In terms of your treatment of the sexuality of the subjects in this particular film, it's not necessarily as explicit as you've done in previous films. Was that a narrative decision?
The kids are young, there's no doubt about that. I mean, c'mon, the kids are fourteen, fifteen years old. You have to figure out a way to show sex without really seeing it. It depends upon your imagination. And I had to figure that out. And I had trouble with that, because as an artist, it was a creative challenge to do that. There's still sex, and it still reflects what was going on in these kids lives, and they talk about it. Jonathan has sexual encounters, and Kiko does. The one scene where Jonathan is with the blonde, rich Beverly Hills girls where they have sex -- I was so proud of myself for figuring out how to do that. It was just dialogue, perfectly clean with no cuss words in it. But when that's happening, in your mind, you see exactly what's going on.

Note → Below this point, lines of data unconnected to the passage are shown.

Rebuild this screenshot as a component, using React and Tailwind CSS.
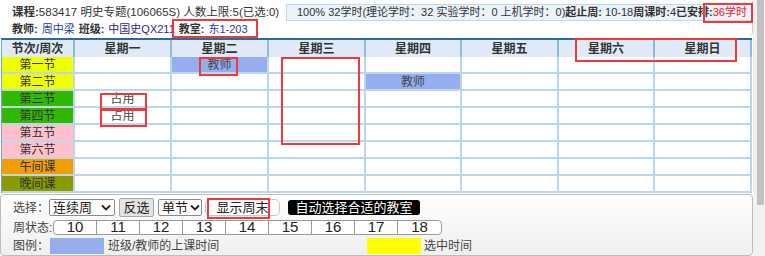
const FONT = { fontFamily: '"Liberation Sans", "Noto Sans CJK SC", sans-serif' };

const days = ["星期一", "星期二", "星期三", "星期四", "星期五", "星期六", "星期日"];

const periods = [
  { name: "第一节", bg: "bg-[#eeff00]" },
  { name: "第二节", bg: "bg-[#eeff00]" },
  { name: "第三节", bg: "bg-[#31b800]" },
  { name: "第四节", bg: "bg-[#31b800]" },
  { name: "第五节", bg: "bg-[#ffc0cb]" },
  { name: "第六节", bg: "bg-[#ffc0cb]" },
  { name: "午间课", bg: "bg-[#ef9f00]" },
  { name: "晚间课", bg: "bg-[#8a9a00]" },
];

const marks = {
  "0-1": { text: "教师", bg: "bg-[#94aef0]" },
  "1-3": { text: "教师", bg: "bg-[#94aef0]" },
  "2-0": { text: "占用", bg: "bg-white" },
  "3-0": { text: "占用", bg: "bg-white" },
};

const weeks = [10, 11, 12, 13, 14, 15, 16, 17, 18];

function Chevron() {
  return (
    <svg width="10" height="7" viewBox="0 0 10 7" className="ml-auto shrink-0">
      <path d="M1 1.5 L5 5.5 L9 1.5" fill="none" stroke="#222" strokeWidth="1.8" />
    </svg>
  );
}

function RedBox({ className }) {
  return <div className={`absolute border-2 border-[#f03a3a] pointer-events-none ${className}`} />;
}

function InfoPanel() {
  return (
    <div className="h-[36px] border-r border-[#cfcfcf] rounded-br-[5px] pl-[12px] text-[11px] text-[#333]">
      <div className="flex items-center h-[21px] pt-[2px]">
        <span className="text-[11.5px]">
          <b>课程:</b>583417 明史专题(106065S) 人数上限:5(已选:0)
        </span>
        <span className="ml-auto flex items-center h-[17px] w-[466px] pl-[10px] bg-[#eaf2fa] border border-[#c3d7ea] whitespace-nowrap">
          100% 32学时(理论学时：32 实验学时：0 上机学时：0)<b>起止周:</b>&nbsp;10-18<b>周课时:</b>4<b>已安排:</b>
          <span className="text-[#f02020]">36学时</span>
        </span>
      </div>
      <div className="flex items-center h-[15px] gap-[4px]">
        <b>教师:</b>
        <span className="text-[#1f3fa8]">周中梁</span>
        <b>班级:</b>
        <span className="text-[#3a1a8a]">中国史QX211</span>
        <b>教室:</b>
        <span className="text-[#1f3fa8]">东1-203</span>
      </div>
    </div>
  );
}

function Timetable() {
  const cols = "grid grid-cols-[71px_95px_95px_95px_94px_95px_94px_95px] gap-x-[2px]";
  return (
    <div className="ml-[1px] w-[751px] border-t-2 border-t-[#2a6aa0] border-l border-l-[#7aa6d2] text-[12px]">
      <div className={`${cols} h-[17px] pr-[2px] pb-[1px] bg-[#8fbbe0] font-bold text-[#333]`}>
        <div className="flex items-center justify-center bg-[#dfeaf6]">节次/周次</div>
        {days.map((d) => (
          <div key={d} className="flex items-center justify-center bg-[#dfeaf6]">
            {d}
          </div>
        ))}
      </div>
      <div className={`${cols} gap-y-[2px] pr-[2px] pb-[2px] bg-[#bcd6ee]`}>
        {periods.map((p, r) => [
          <div key={p.name} className={`flex items-center justify-center h-[15px] text-[#333] ${p.bg}`}>
            {p.name}
          </div>,
          ...days.map((d, c) => {
            const m = marks[`${r}-${c}`];
            return (
              <div
                key={p.name + d}
                className={`flex items-center justify-center h-[15px] text-[#444] ${m ? m.bg : "bg-white"}`}
              >
                {m ? m.text : ""}
              </div>
            );
          }),
        ])}
      </div>
    </div>
  );
}

function ControlPanel() {
  return (
    <div className="mt-[1px] w-[753px] h-[62px] border border-[#bdbdbd] rounded-[4px] bg-gradient-to-b from-white to-[#efefef] pl-[12px] pt-[3px] text-[12px] text-[#444] whitespace-nowrap">
      <div className="flex items-center h-[19px]">
        <span className="w-[36px]">选择：</span>
        <div className="flex items-center w-[66px] h-[17px] px-[3px] border border-[#8a8a8a] rounded-[2px] bg-white text-[13px] text-[#222]">
          连续周
          <Chevron />
        </div>
        <div className="ml-[4px] flex items-center justify-center w-[35px] h-[19px] border border-[#a8a8a8] rounded-[2px] bg-[#e4e4e4] text-[13px] text-[#222]">
          反选
        </div>
        <div className="ml-[4px] flex items-center gap-[2px] w-[44px] h-[17px] px-[3px] border border-[#8a8a8a] rounded-[2px] bg-white text-[13px] text-[#222]">
          单节
          <Chevron />
        </div>
        <div className="ml-[3px] flex items-center justify-center w-[75px] h-[17px] border border-[#c8c8c8] rounded-[5px] bg-white text-[13px] text-[#222]">
          显示周末
        </div>
        <div className="ml-[8px] flex items-center justify-center w-[132px] h-[15px] rounded-[3px] bg-black text-[13px] text-white">
          自动选择合适的教室
        </div>
      </div>
      <div className="flex items-center h-[19px] mt-[1px]">
        <span className="w-[40px]">周状态:</span>
        <div className="flex h-[15px] border border-[#9a9a9a] rounded-[4px] bg-white">
          {weeks.map((w, i) => (
            <div
              key={w}
              className={`flex items-center justify-center w-[43px] text-[15px] text-[#222] ${i < weeks.length - 1 ? "border-r border-[#9a9a9a]" : ""}`}
            >
              {w}
            </div>
          ))}
        </div>
      </div>
      <div className="flex items-center h-[17px]">
        <span className="w-[37px]">图例：</span>
        <div className="w-[54px] h-[16px] bg-[#94aef0]" />
        <span className="ml-[4px] w-[259px]">班级/教师的上课时间</span>
        <div className="w-[54px] h-[16px] bg-[#ffff00]" />
        <span className="ml-[3px]">选中时间</span>
      </div>
    </div>
  );
}

export default function App() {
  return (
    <div className="relative flex w-[765px] h-[256px] bg-white overflow-hidden" style={FONT}>
      <div className="w-[753px] pt-[1px]">
        <InfoPanel />
        <div className="h-[1px]" />
        <Timetable />
        <ControlPanel />
      </div>
      <div className="w-[12px] h-full bg-[#f1f1f1] pl-[4px]">
        <div className="w-[7px] h-[205px] bg-[#c1c1c1]" />
      </div>

      <RedBox className="left-[703px] top-[3px] w-[50px] h-[20px]" />
      <RedBox className="left-[172px] top-[19px] w-[86px] h-[19px]" />
      <RedBox className="left-[199px] top-[57px] w-[39px] h-[19px]" />
      <RedBox className="left-[281px] top-[57px] w-[79px] h-[88px]" />
      <RedBox className="left-[575px] top-[38px] w-[162px] h-[24px]" />
      <RedBox className="left-[100px] top-[93px] w-[47px] h-[17px]" />
      <RedBox className="left-[100px] top-[109px] w-[47px] h-[18px]" />
      <RedBox className="left-[207px] top-[198px] w-[63px] h-[21px]" />
    </div>
  );
}
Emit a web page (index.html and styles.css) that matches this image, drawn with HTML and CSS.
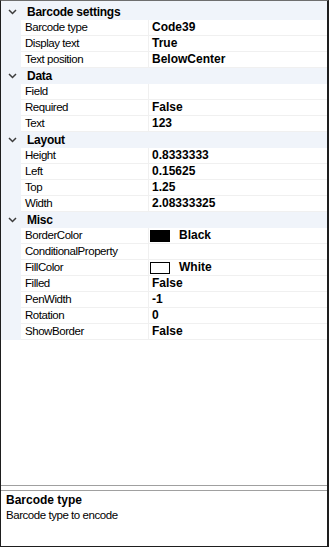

And I think that can be more powerful and stronger than showing it. I mean, if you show you show it, but if you figure out a way to do it like that, where less is more, your imagination kicks in. That scene really worked, you know -- it's funny and it's sexy. I wrote that little line, and you know the girl's fourteen, Jonathan's fifteen, and I'm talking to the girl's mother: "I'm going to do this, I'm not going to really show it. They're going to have sex but you're not going to see it." And I had this dialog that I wanted them to say and I took the mother into the other room and told her the line. She just looked at me, and that's probably as nervous as I've ever been. Because I really wanted them to say this, but I didn't really know what the mother was going to say. She looked at me for about 45 seconds and said, "I can relate to that."
After wrapping up the interview, Larry got a call from Kiko, one of the kids in the movie. They were all scheduled to attend the LA premier to do press before the screening. In a funny moment, Larry promised to "make some calls," because no one had arranged their transportation to the theater yet. You can catch Wassup Rockers at the Lumiere starting tonight.